What is expected: From the records, pick out and copy each line containing "styles".

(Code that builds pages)

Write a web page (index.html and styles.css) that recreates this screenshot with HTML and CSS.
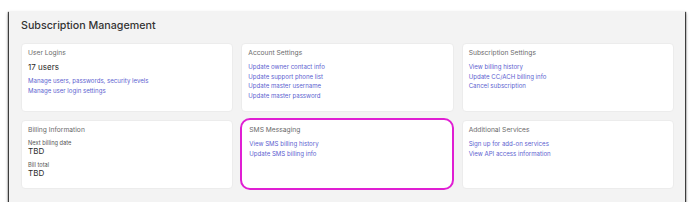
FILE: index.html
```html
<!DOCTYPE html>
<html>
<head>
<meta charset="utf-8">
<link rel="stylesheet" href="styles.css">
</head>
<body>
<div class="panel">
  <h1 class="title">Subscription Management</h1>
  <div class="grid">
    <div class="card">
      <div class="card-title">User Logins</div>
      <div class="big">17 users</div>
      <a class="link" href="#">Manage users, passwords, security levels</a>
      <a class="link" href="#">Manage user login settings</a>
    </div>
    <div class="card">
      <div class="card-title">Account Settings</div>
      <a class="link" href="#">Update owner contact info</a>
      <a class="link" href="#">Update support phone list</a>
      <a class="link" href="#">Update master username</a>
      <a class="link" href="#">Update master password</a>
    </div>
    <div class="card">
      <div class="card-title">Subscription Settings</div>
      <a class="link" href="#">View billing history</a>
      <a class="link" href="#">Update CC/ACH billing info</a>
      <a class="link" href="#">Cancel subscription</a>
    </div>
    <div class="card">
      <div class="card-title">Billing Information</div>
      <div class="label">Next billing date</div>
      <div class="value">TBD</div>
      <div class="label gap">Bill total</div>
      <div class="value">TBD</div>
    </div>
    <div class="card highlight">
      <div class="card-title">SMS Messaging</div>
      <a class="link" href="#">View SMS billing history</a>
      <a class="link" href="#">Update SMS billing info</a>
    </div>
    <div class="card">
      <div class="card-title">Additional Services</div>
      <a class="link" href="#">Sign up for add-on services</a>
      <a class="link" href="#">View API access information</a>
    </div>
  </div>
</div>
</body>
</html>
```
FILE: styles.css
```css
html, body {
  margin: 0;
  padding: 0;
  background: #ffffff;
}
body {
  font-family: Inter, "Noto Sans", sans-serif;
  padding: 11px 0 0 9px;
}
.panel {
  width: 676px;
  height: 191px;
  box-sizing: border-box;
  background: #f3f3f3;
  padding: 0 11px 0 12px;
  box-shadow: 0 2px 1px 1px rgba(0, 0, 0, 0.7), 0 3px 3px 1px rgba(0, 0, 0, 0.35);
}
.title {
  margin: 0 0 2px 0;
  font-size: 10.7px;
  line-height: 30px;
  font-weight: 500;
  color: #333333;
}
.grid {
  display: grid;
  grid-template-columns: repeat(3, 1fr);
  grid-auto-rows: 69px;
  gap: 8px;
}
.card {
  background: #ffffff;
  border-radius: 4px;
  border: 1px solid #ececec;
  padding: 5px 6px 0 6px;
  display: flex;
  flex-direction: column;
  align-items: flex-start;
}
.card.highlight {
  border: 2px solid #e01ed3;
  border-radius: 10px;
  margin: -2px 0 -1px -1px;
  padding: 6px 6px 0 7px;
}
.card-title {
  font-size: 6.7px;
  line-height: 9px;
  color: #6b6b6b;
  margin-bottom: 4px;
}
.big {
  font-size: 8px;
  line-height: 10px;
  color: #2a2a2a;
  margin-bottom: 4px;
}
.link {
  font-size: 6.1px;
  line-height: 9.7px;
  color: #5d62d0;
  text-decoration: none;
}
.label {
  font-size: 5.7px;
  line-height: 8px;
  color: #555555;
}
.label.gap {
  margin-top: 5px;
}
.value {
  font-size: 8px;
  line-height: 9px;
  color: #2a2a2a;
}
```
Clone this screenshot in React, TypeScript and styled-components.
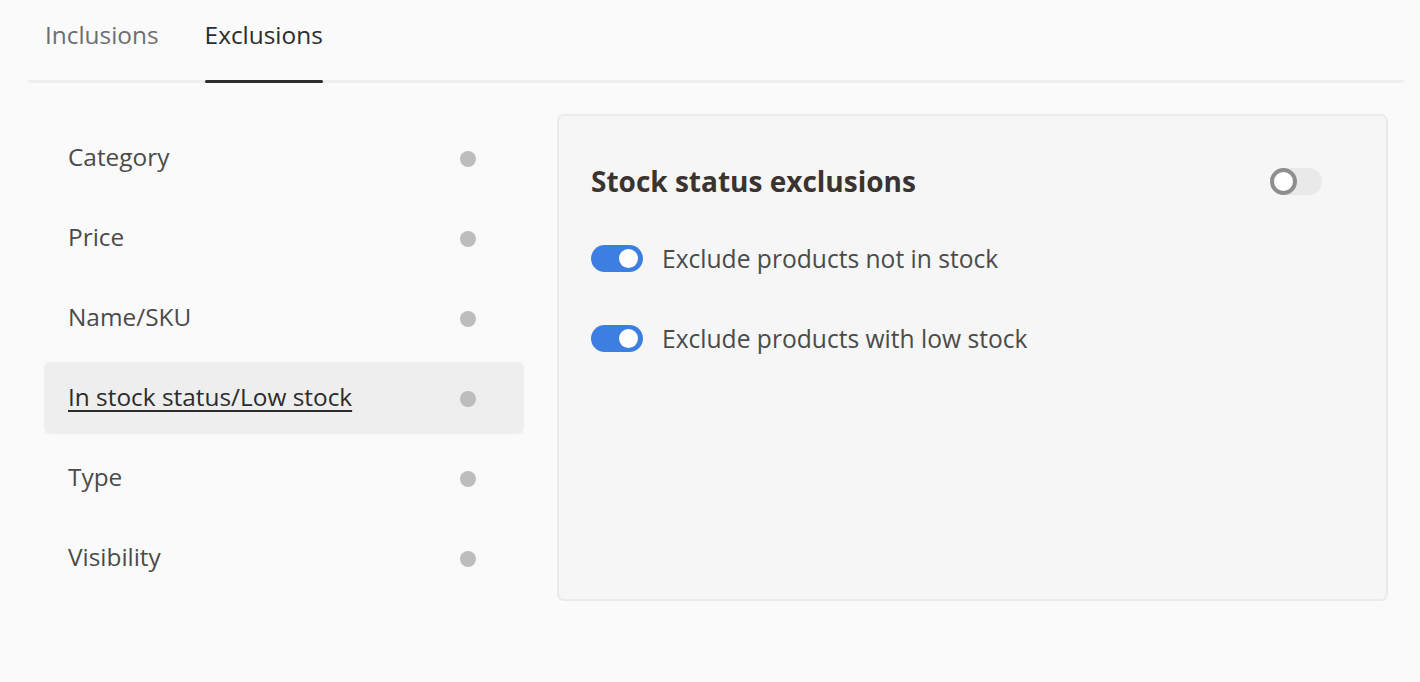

Reply to the exercise:
Write a web page (index.html and styles.css) that recreates this screenshot with HTML and CSS.
<link rel="stylesheet" href="styles.css">
FILE: styles.css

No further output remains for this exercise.